** Written problem **
Copy all lines of the listing that include the string "uses".

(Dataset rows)

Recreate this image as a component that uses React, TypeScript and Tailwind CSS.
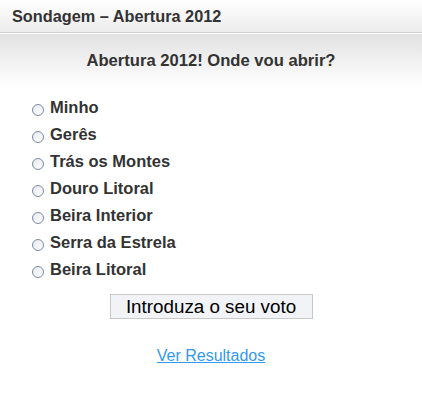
import React from "react";

const options = [
  "Minho",
  "Gerês",
  "Trás os Montes",
  "Douro Litoral",
  "Beira Interior",
  "Serra da Estrela",
  "Beira Litoral",
];

function Radio() {
  return (
    <span className="inline-block w-[12px] h-[12px] rounded-full border border-[#7b8aa3] bg-gradient-to-br from-[#e6e9ee] to-white shrink-0 mt-[6px]" />
  );
}

export default function App() {
  return (
    <div className="w-[422px] h-[400px] bg-white font-['Liberation_Sans',Arial,sans-serif] text-[#333]">
      <div className="h-[33px] bg-gradient-to-b from-white to-[#ececec] border-b border-[#d0d0d0] pl-[12px] pt-[5px]">
        <span className="text-[16.3px] font-bold text-[#333] leading-[19px]">Sondagem – Abertura 2012</span>
      </div>
      <div className="h-px bg-white" />
      <div className="bg-gradient-to-b from-[#e2e2e2] to-white pt-[15px] pb-[14px] text-center">
        <span className="text-[16.6px] font-bold leading-[19px]">Abertura 2012! Onde vou abrir?</span>
      </div>
      <div className="flex flex-col pl-[32px] pt-[11px] gap-[8px]">
        {options.map((o) => (
          <label key={o} className="flex items-start gap-[6px] h-[19px]">
            <Radio />
            <span className="text-[16.5px] font-bold leading-[19px]">{o}</span>
          </label>
        ))}
      </div>
      <div className="flex justify-center mt-[15px]">
        <button className="w-[203px] h-[25px] bg-[#f1f3f6] border border-[#c8c8c8] text-[18.8px] text-black leading-[21px] font-['Liberation_Sans',Arial,sans-serif]">
          Introduza o seu voto
        </button>
      </div>
      <div className="text-center mt-[25px]">
        <a href="#" className="text-[16px] text-[#3399ee] underline leading-[18px]">Ver Resultados</a>
      </div>
    </div>
  );
}
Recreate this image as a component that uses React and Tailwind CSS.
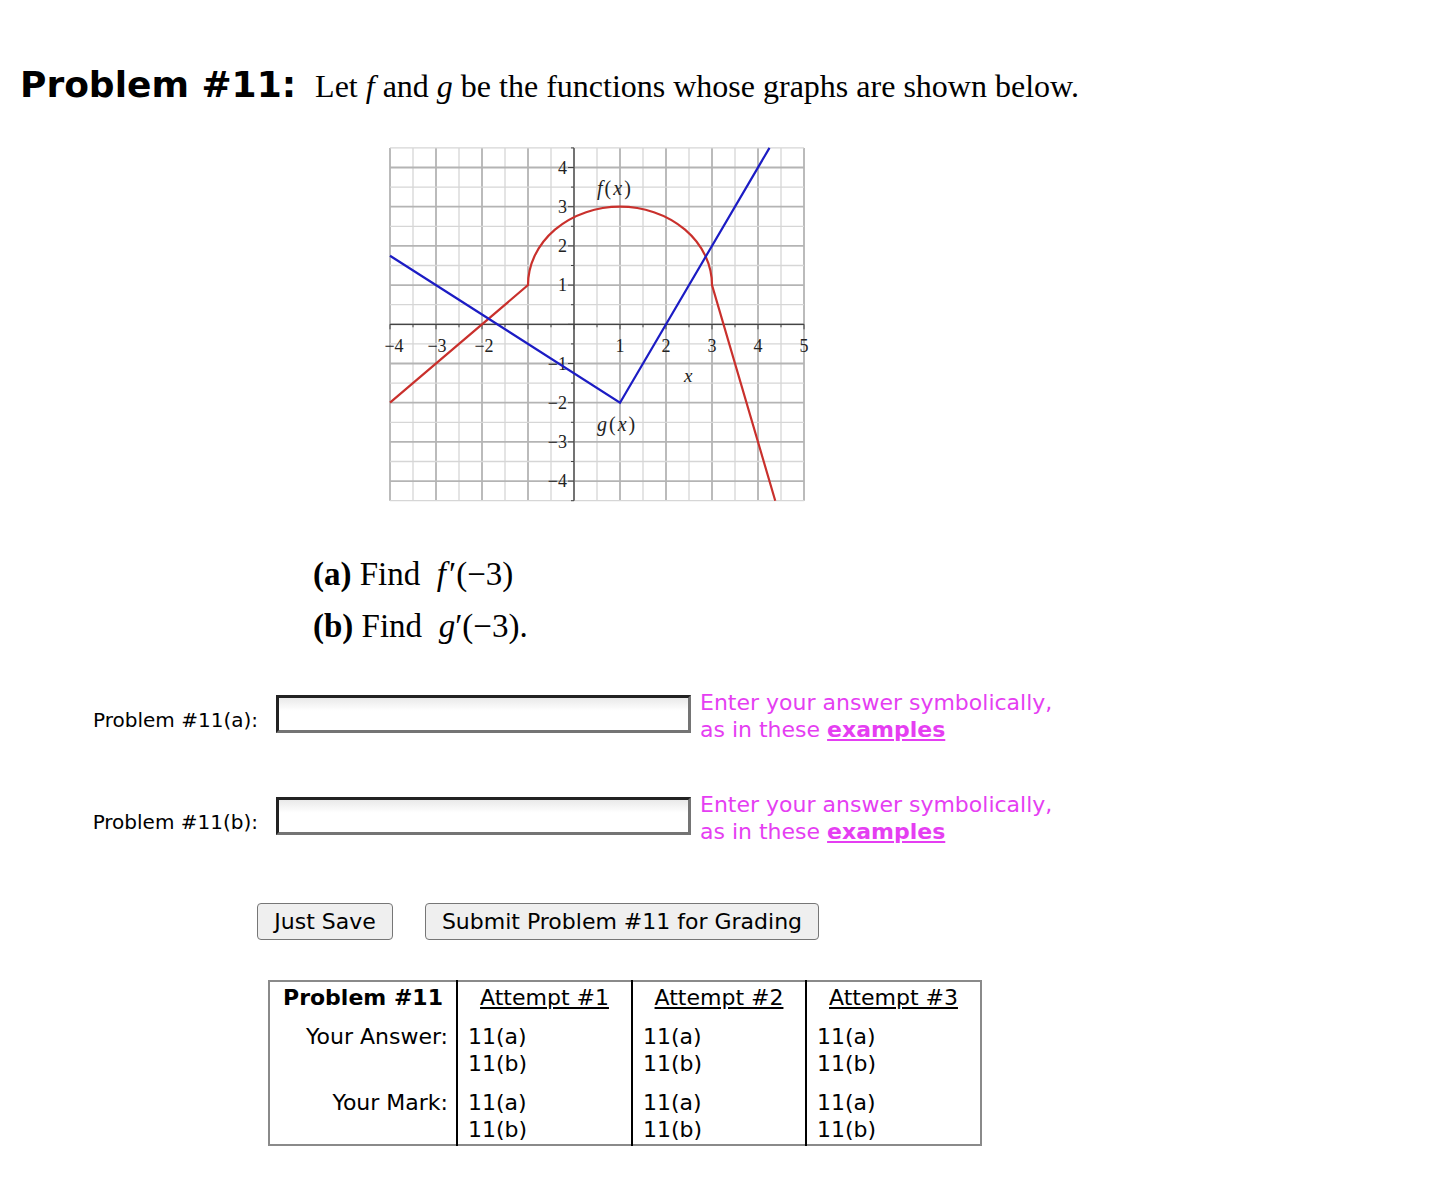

** Response for this exercise **
Recreate this image as a component that uses React, TypeScript and Tailwind CSS.
Recreate this image as a component that uses React and Tailwind CSS.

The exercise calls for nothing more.